I’ve asked my mother why this is, as any confused child just might. “Because this is what happens in life – it’s called growing up. You should try it sometime.”
“But I still have interesting things to say,” I respond trying to defend myself.
“Mandy, it’s no longer about you. Why can’t you understand that?”
“I’m your number one priority, right?”
“Yes, but only because if you’re not at least someone’s number one priority, you’ll probably throw a fit like a three-year-old getting her way.”
And, of course, she’s right.
Since living in New York, I have gone through several groups of friends. It’s not like it is in high school or college where you to cling to your friends in this impossibly devoted way that has no room in adulthood. People are constantly coming in and out of your life, people are changing, people are moving, people are mostly out for themselves, and at least that I understand. I guess it takes a selfish person to understand another selfish person, as opposed to one who has moved on to the next chapter of their life.
I have not spoken to my sister, whom I used to speak to almost everyday, in almost a month. I know this is because she has a lot of shit on her plate. She’s dealing with an extremely sick sister-in-law, a dog who was just diagnosed with cancer and two sons who are that age that they’re pretty much hell on wheels. And while part of me is sad and misses her, as I’ve been unable to hear her voice and share what’s been going on with me, another part of me is doing her best to truly understand. I need to comprehend that this is just how things go. I need to grasp the fact that I haven’t heard from my best friend Thal in months is because she and her husband thought it would be a great idea to take their 10-month-old to Paris to expose him to a city he’ll never remember having gone to in a first place. But hey, George is her priority now and that’s that.

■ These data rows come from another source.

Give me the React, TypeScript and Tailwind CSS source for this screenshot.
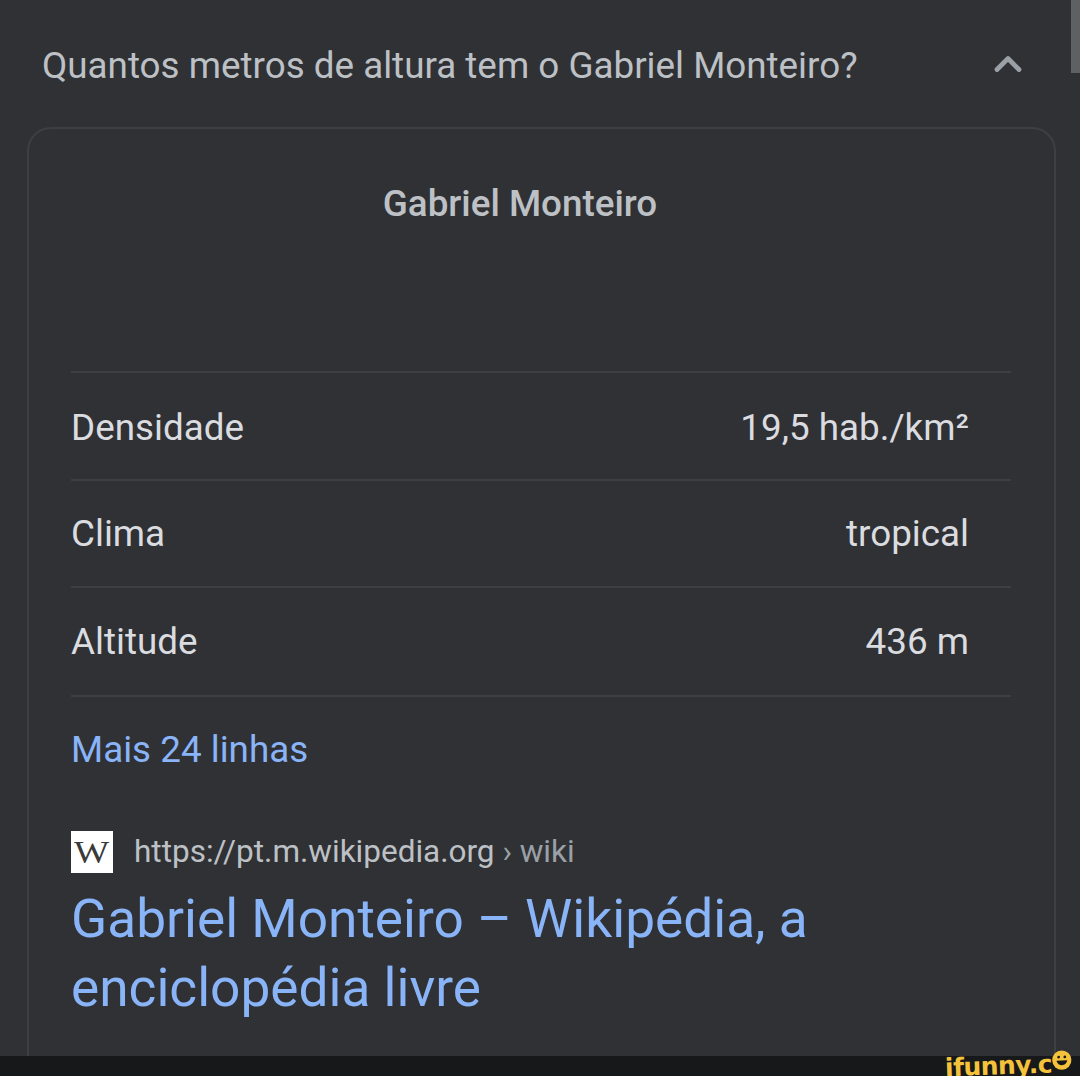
import { ChevronUp } from "lucide-react";

const rows = [
  { label: "Densidade", value: "19,5 hab./km²", h: "h-[108px]", pad: "pt-[3px]" },
  { label: "Clima", value: "tropical", h: "h-[107px]", pad: "" },
  { label: "Altitude", value: "436 m", h: "h-[109px]", pad: "" },
];

function WatermarkSmiley() {
  return (
    <svg width="20" height="20" viewBox="0 0 26 26" className="shrink-0 mt-[1px]">
      <circle cx="13" cy="13" r="12.5" fill="#f5c33b" />
      <circle cx="9" cy="9" r="1.8" fill="#17181a" />
      <circle cx="17" cy="9" r="1.8" fill="#17181a" />
      <path d="M6 13.500c1 4.500 4 6 7 6s6-1.500 7-6z" fill="#17181a" />
    </svg>
  );
}

export default function App() {
  return (
    <div className="w-[1080px] h-[1076px] overflow-hidden bg-[#17181a] font-['Roboto',sans-serif]">
      <div className="relative h-[1056px] overflow-hidden bg-[#303134]">
        {/* Overlay scrollbar */}
        <div className="absolute top-0 right-0 w-[9px] h-[73px] bg-[#5f6063]" />

        {/* Question header */}
        <div className="flex items-center justify-between h-[127px] pt-[4px] pl-[42px] pr-[50px]">
          <h2 className="text-[36.8px] leading-[40px] font-normal text-[#bdc1c6]">
            Quantos metros de altura tem o Gabriel Monteiro?
          </h2>
          <ChevronUp size={44} strokeWidth={2.6} className="text-[#9aa0a6] mt-[-4px]" />
        </div>

        {/* Answer card */}
        <div className="ml-[27px] mr-[24px] h-[1000px] rounded-t-[24px] border-2 border-[#3c4043] pl-[42px] pr-[43px]">
          <div className="h-[242px] pt-[55px] text-center">
            <h3 className="text-[36.8px] leading-[40px] font-medium text-[#bdc1c6] pr-[42px]">
              Gabriel Monteiro
            </h3>
          </div>

          {rows.map((row) => (
            <div
              key={row.label}
              className={`flex items-center justify-between border-t-2 border-[#3c4043] pr-[42px] text-[36.8px] text-[#dadce0] ${row.h} ${row.pad}`}
            >
              <span>{row.label}</span>
              <span>{row.value}</span>
            </div>
          ))}

          <div className="border-t-2 border-[#3c4043] h-[107px] flex items-center text-[36.8px] text-[#8ab4f8]">
            Mais 24 linhas
          </div>

          {/* Source */}
          <div className="flex items-center gap-[21px] h-[42px] mt-[29px]">
            <div className="flex h-[42px] w-[42px] items-center justify-center bg-white">
              <span className="font-['Liberation_Serif',serif] text-[31px] leading-none text-[#3a3a3a] scale-x-[1.2]">W</span>
            </div>
            <span className="text-[31.5px] text-[#9aa0a6]">
              <span className="text-[#bdc1c6]">https://pt.m.wikipedia.org</span> › wiki
            </span>
          </div>

          <h3 className="mt-[12px] text-[53.2px] leading-[69px] font-normal text-[#8ab4f8]">
            Gabriel Monteiro – Wikipédia, a
            <br />
            enciclopédia livre
          </h3>
        </div>
      </div>

      {/* Watermark strip */}
      <div className="relative h-[20px] bg-[#17181a]">
        <div className="absolute left-[945px] top-[-5px] flex items-start text-[#f5c33b] -rotate-2">
          <span className="font-['DejaVu_Sans',sans-serif] text-[25px] leading-[30px] font-bold tracking-[-0.5px]">ifunny.c</span>
          <WatermarkSmiley />
        </div>
      </div>
    </div>
  );
}
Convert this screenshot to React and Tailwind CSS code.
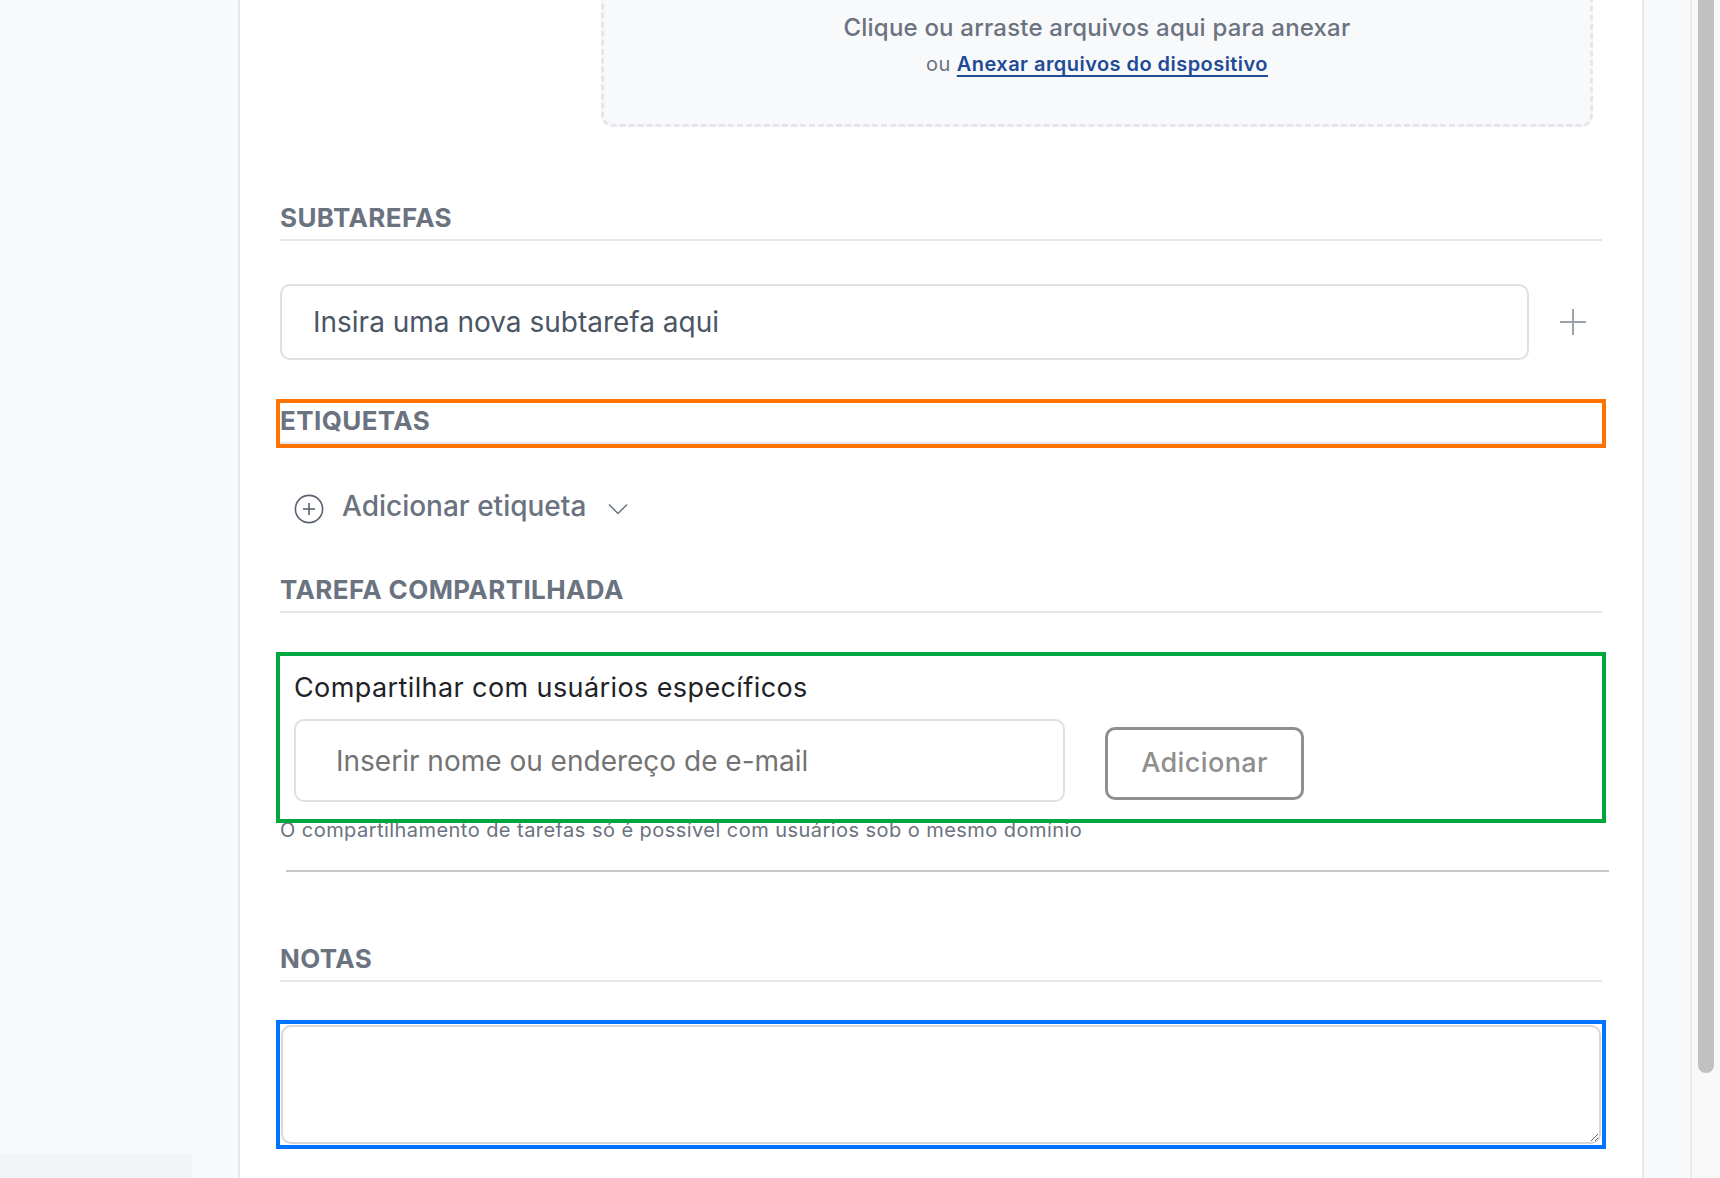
function SectionTitle({ children, extra = "" }) {
  return (
    <h2
      className={`border-b-2 border-[#e5e7eb] pb-[4px] text-[26px] leading-[35px] font-bold tracking-[0.4px] text-[#6b7280] ${extra}`}
    >
      {children}
    </h2>
  );
}

function PlusIcon() {
  return (
    <svg width="28" height="28" viewBox="0 0 28 28" fill="none" stroke="#9ca3af" strokeWidth="2">
      <line x1="14" y1="1" x2="14" y2="27" />
      <line x1="1" y1="14" x2="27" y2="14" />
    </svg>
  );
}

function CirclePlusIcon() {
  return (
    <svg width="30" height="30" viewBox="0 0 30 30" fill="none" stroke="#5b6270" strokeWidth="1.6">
      <circle cx="15" cy="15" r="13.6" />
      <line x1="15" y1="9" x2="15" y2="21" />
      <line x1="9" y1="15" x2="21" y2="15" />
    </svg>
  );
}

function ChevronIcon() {
  return (
    <svg width="20" height="12" viewBox="0 0 20 12" fill="none" stroke="#6b7280" strokeWidth="1.5">
      <polyline points="1,1.5 10,10.5 19,1.5" />
    </svg>
  );
}

export default function App() {
  return (
    <div className="flex h-[1178px] w-[1720px] overflow-hidden bg-white font-['Inter','Liberation_Sans',sans-serif]">
      {/* side navigation column */}
      <aside className="flex w-[240px] shrink-0 flex-col justify-end border-r-2 border-[#e5e7eb] bg-[#f8f9fb]">
        <div className="h-[24px] w-[192px] bg-[#f2f3f5]" />
      </aside>

      {/* task details panel */}
      <main className="w-[1404px] shrink-0 border-r-2 border-[#e5e7eb] bg-white px-[40px]">
        {/* attachment drop zone */}
        <div className="-mt-[40px] mr-[9px] ml-[321px] h-[167px] rounded-[12px] border-[3px] border-dashed border-[#e5e7eb] bg-[#f8f9fb] pt-[50px] text-center">
          <p className="text-[24px] leading-[30px] font-medium tracking-[0.2px] text-[#6b7280]">
            Clique ou arraste arquivos aqui para anexar
          </p>
          <p className="mt-[7px] text-[20px] leading-[28px] tracking-[0.45px] text-[#6b7280]">
            ou{" "}
            <a
              href="#"
              className="font-semibold text-[#1e4a96] underline decoration-2 underline-offset-[4px]"
            >
              Anexar arquivos do dispositivo
            </a>
          </p>
        </div>

        <SectionTitle extra="mt-[73px]">SUBTAREFAS</SectionTitle>

        <div className="mt-[43px] flex items-center">
          <input
            className="h-[76px] flex-1 rounded-[10px] border-2 border-[#dde0e4] pl-[31px] text-[28px] text-[#374151] outline-none placeholder:text-[#4b5563]"
            placeholder="Insira uma nova subtarefa aqui"
          />
          <div className="flex w-[73px] shrink-0 pl-[30px]">
            <PlusIcon />
          </div>
        </div>

        <SectionTitle extra="mt-[43px] outline-4 outline-[#ff7300]">ETIQUETAS</SectionTitle>

        <div className="mt-[45px] flex h-[40px] items-center pl-[14px]">
          <CirclePlusIcon />
          <span className="ml-[18px] pb-[6px] text-[28px] leading-[35px] font-medium text-[#6b7280]">
            Adicionar etiqueta
          </span>
          <span className="ml-[22px] flex">
            <ChevronIcon />
          </span>
        </div>

        <SectionTitle extra="mt-[43px]">TAREFA COMPARTILHADA</SectionTitle>

        <div className="mt-[43px] px-[14px] pt-[14px] pb-[17px] outline-4 outline-[#00a63e]">
          <p className="text-[27px] leading-[35px] tracking-[0.4px] text-[#1f2328]">
            Compartilhar com usuários específicos
          </p>
          <div className="mt-[14px] flex items-start">
            <input
              className="h-[83px] w-[771px] rounded-[10px] border-2 border-[#dde0e4] pl-[40px] text-[28px] outline-none placeholder:text-[#737373]"
              placeholder="Inserir nome ou endereço de e-mail"
            />
            <button className="mt-[8px] ml-[40px] h-[73px] w-[199px] rounded-[10px] border-[3px] border-[#8f8f8f] text-[27px] font-medium tracking-[0.4px] text-[#8f8f8f]">
              Adicionar
            </button>
          </div>
        </div>
        <p className="text-[20px] leading-[23px] tracking-[0.45px] text-[#6b7280]">
          O compartilhamento de tarefas só é possível com usuários sob o mesmo domínio
        </p>

        <div className="mt-[28px] -mr-[7px] ml-[6px] h-[2px] bg-[#c4c8cb]" />

        <SectionTitle extra="mt-[69px]">NOTAS</SectionTitle>

        <div className="mt-[42px] h-[121px] p-px outline-4 outline-[#0073ff]">
          <textarea className="block h-full w-full rounded-[10px] border-2 border-[#d5d8dc] outline-none" />
        </div>
      </main>

      {/* right gutter */}
      <div className="w-[46px] shrink-0 bg-[#f8f9fb]" />

      {/* scrollbar */}
      <div className="w-[30px] shrink-0 border-l-2 border-[#ebebeb] bg-[#f8f8f8] pl-[6px]">
        <div className="-mt-[10px] h-[1083px] w-[16px] rounded-[8px] bg-[#c1c1c1]" />
      </div>
    </div>
  );
}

I’m the first to admit I’m selfish and self-involved. I’m the first to admit to all of my flaws, because I am overly aware of them and try my best to have at least somewhat of a handle on them. But still, I’m at a loss sometimes and feel truly alone. So I call my mom and have her explain it to me again:
“I can’t believe we have to go over this once a week.” she always says. “Where on earth did you come from and why can’t your brain accept reality.”
I don’t know, but understanding people who don’t think like me has never been my strong suit. At least I’m aware of that, too.